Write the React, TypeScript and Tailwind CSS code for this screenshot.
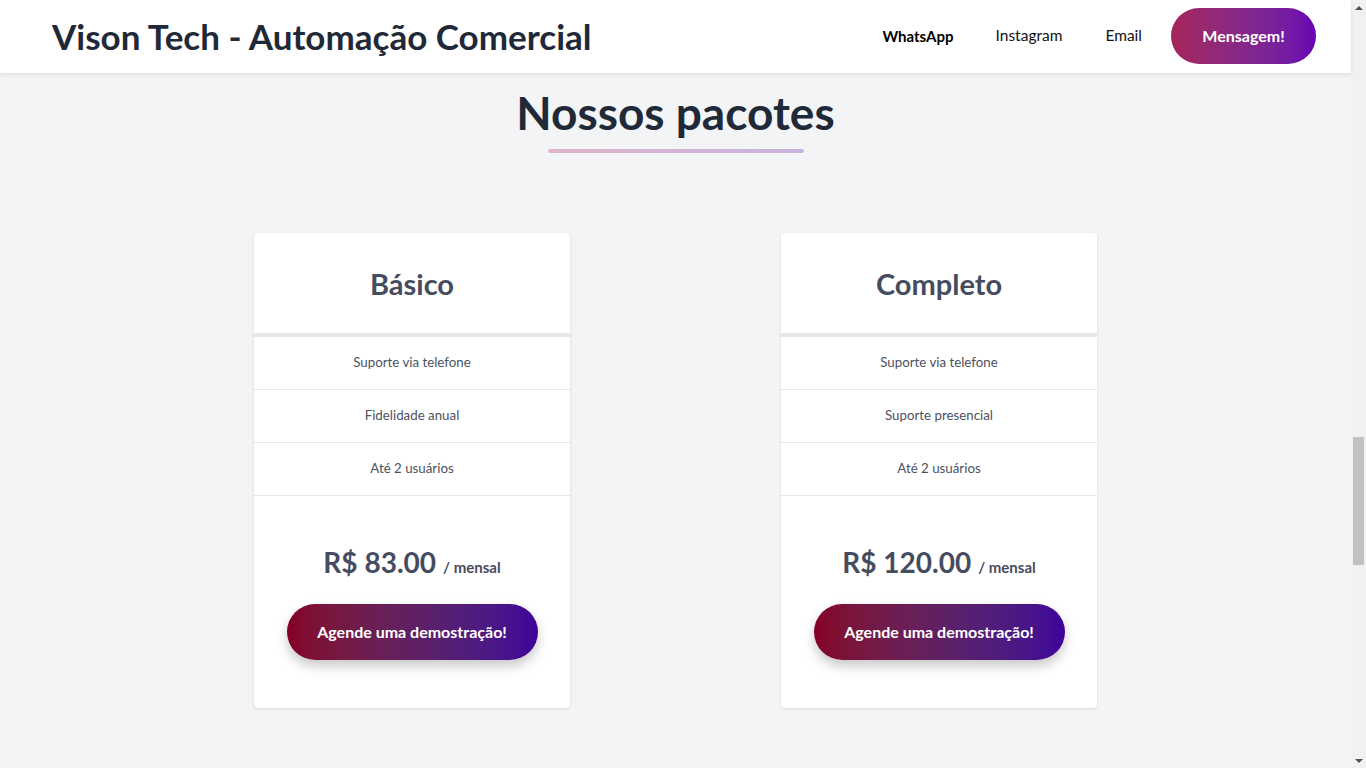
import React from "react";

const font = { fontFamily: "Lato, 'Noto Sans', sans-serif" };

function Card({ title, features, price }: { title: string; features: string[]; price: string }) {
  return (
    <div className="w-[316px] bg-white rounded-[4px] shadow-[0_1px_3px_rgba(0,0,0,0.12)] flex flex-col">
      <div className="h-[104px] flex items-center justify-center border-b-4 border-[#e5e7eb]">
        <h2 className="text-[29px] font-bold text-[#464c60] leading-none">{title}</h2>
      </div>
      {features.map((f) => (
        <div key={f} className="h-[53px] flex items-center justify-center border-b border-[#e5e7eb] text-[13.3px] text-[#4b5263]">
          {f}
        </div>
      ))}
      <div className="flex flex-col items-center pt-[50px] pb-[48px]">
        <div className="flex items-baseline text-[#464c60] font-bold">
          <span className="text-[28px] leading-[32px]">{price}</span>
          <span className="text-[15px] ml-[7px]">/ mensal</span>
        </div>
        <button className="mt-[25px] w-[251px] h-[56px] rounded-full bg-gradient-to-r from-[#850026] to-[#3f0099] text-white font-bold text-[16px] shadow-[0_6px_12px_rgba(0,0,0,0.22)]">
          Agende uma demostração!
        </button>
      </div>
    </div>
  );
}

export default function App() {
  return (
    <div className="h-screen w-full flex overflow-hidden" style={font}>
      <div className="flex-1 bg-[#f3f4f6] flex flex-col">
        <header className="h-[73px] bg-white shadow-[0_2px_4px_rgba(0,0,0,0.08)] flex items-center justify-between pl-[52px] pr-[35px] pb-[1px] relative z-10">
          <h1 className="text-[35px] font-bold text-[#1f2937] leading-none">Vison Tech - Automação Comercial</h1>
          <nav className="flex items-center text-[15.5px] text-[#111]">
            <a className="font-bold text-black text-[15px]">WhatsApp</a>
            <a className="ml-[42px]">Instagram</a>
            <a className="ml-[43px]">Email</a>
            <button className="ml-[29px] w-[145px] h-[56px] rounded-full bg-gradient-to-r from-[#a5255a] to-[#6a00b4] text-white font-bold text-[16px]">
              Mensagem!
            </button>
          </nav>
        </header>
        <section className="flex flex-col items-center pt-[12px]">
          <h2 className="text-[46px] font-bold text-[#1f2937] leading-[56px]">Nossos pacotes</h2>
          <div className="mt-[8px] w-[256px] h-[4px] rounded-full bg-gradient-to-r from-[#dfb5c9] to-[#c9b3e2]" />
          <div className="mt-[80px] flex justify-center gap-[211px]">
            <Card title="Básico" features={["Suporte via telefone", "Fidelidade anual", "Até 2 usuários"]} price="R$ 83.00" />
            <Card title="Completo" features={["Suporte via telefone", "Suporte presencial", "Até 2 usuários"]} price="R$ 120.00" />
          </div>
        </section>
      </div>
      <div className="w-[15px] h-full bg-[#f1f1f1] flex flex-col items-center">
        <div className="h-[15px] flex items-center justify-center">
          <div className="w-0 h-0 border-l-[4px] border-r-[4px] border-b-[4px] border-l-transparent border-r-transparent border-b-[#505050]" />
        </div>
        <div className="flex-1 w-full flex flex-col items-center pt-[422px]">
          <div className="w-[11px] h-[128px] bg-[#c1c1c1]" />
        </div>
        <div className="h-[15px] flex items-center justify-center">
          <div className="w-0 h-0 border-l-[4px] border-r-[4px] border-t-[4px] border-l-transparent border-r-transparent border-t-[#505050]" />
        </div>
      </div>
    </div>
  );
}
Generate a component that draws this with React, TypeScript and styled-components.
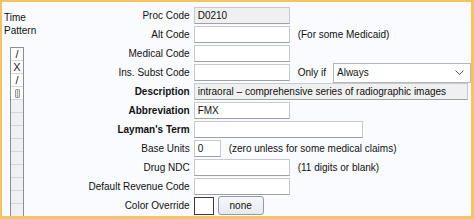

__________

Print every record above exactly as written, leaving out the pictures.

Write the React, TypeScript and Tailwind CSS code for this screenshot.
import React from "react";

const font = { fontFamily: "Lato, 'Noto Sans', sans-serif" };

function Card({ title, features, price }: { title: string; features: string[]; price: string }) {
  return (
    <div className="w-[316px] bg-white rounded-[4px] shadow-[0_1px_3px_rgba(0,0,0,0.12)] flex flex-col">
      <div className="h-[104px] flex items-center justify-center border-b-4 border-[#e5e7eb]">
        <h2 className="text-[29px] font-bold text-[#464c60] leading-none">{title}</h2>
      </div>
      {features.map((f) => (
        <div key={f} className="h-[53px] flex items-center justify-center border-b border-[#e5e7eb] text-[13.3px] text-[#4b5263]">
          {f}
        </div>
      ))}
      <div className="flex flex-col items-center pt-[50px] pb-[48px]">
        <div className="flex items-baseline text-[#464c60] font-bold">
          <span className="text-[28px] leading-[32px]">{price}</span>
          <span className="text-[15px] ml-[7px]">/ mensal</span>
        </div>
        <button className="mt-[25px] w-[251px] h-[56px] rounded-full bg-gradient-to-r from-[#850026] to-[#3f0099] text-white font-bold text-[16px] shadow-[0_6px_12px_rgba(0,0,0,0.22)]">
          Agende uma demostração!
        </button>
      </div>
    </div>
  );
}

export default function App() {
  return (
    <div className="h-screen w-full flex overflow-hidden" style={font}>
      <div className="flex-1 bg-[#f3f4f6] flex flex-col">
        <header className="h-[73px] bg-white shadow-[0_2px_4px_rgba(0,0,0,0.08)] flex items-center justify-between pl-[52px] pr-[35px] pb-[1px] relative z-10">
          <h1 className="text-[35px] font-bold text-[#1f2937] leading-none">Vison Tech - Automação Comercial</h1>
          <nav className="flex items-center text-[15.5px] text-[#111]">
            <a className="font-bold text-black text-[15px]">WhatsApp</a>
            <a className="ml-[42px]">Instagram</a>
            <a className="ml-[43px]">Email</a>
            <button className="ml-[29px] w-[145px] h-[56px] rounded-full bg-gradient-to-r from-[#a5255a] to-[#6a00b4] text-white font-bold text-[16px]">
              Mensagem!
            </button>
          </nav>
        </header>
        <section className="flex flex-col items-center pt-[12px]">
          <h2 className="text-[46px] font-bold text-[#1f2937] leading-[56px]">Nossos pacotes</h2>
          <div className="mt-[8px] w-[256px] h-[4px] rounded-full bg-gradient-to-r from-[#dfb5c9] to-[#c9b3e2]" />
          <div className="mt-[80px] flex justify-center gap-[211px]">
            <Card title="Básico" features={["Suporte via telefone", "Fidelidade anual", "Até 2 usuários"]} price="R$ 83.00" />
            <Card title="Completo" features={["Suporte via telefone", "Suporte presencial", "Até 2 usuários"]} price="R$ 120.00" />
          </div>
        </section>
      </div>
      <div className="w-[15px] h-full bg-[#f1f1f1] flex flex-col items-center">
        <div className="h-[15px] flex items-center justify-center">
          <div className="w-0 h-0 border-l-[4px] border-r-[4px] border-b-[4px] border-l-transparent border-r-transparent border-b-[#505050]" />
        </div>
        <div className="flex-1 w-full flex flex-col items-center pt-[422px]">
          <div className="w-[11px] h-[128px] bg-[#c1c1c1]" />
        </div>
        <div className="h-[15px] flex items-center justify-center">
          <div className="w-0 h-0 border-l-[4px] border-r-[4px] border-t-[4px] border-l-transparent border-r-transparent border-t-[#505050]" />
        </div>
      </div>
    </div>
  );
}
Generate a component that draws this with React, TypeScript and styled-components.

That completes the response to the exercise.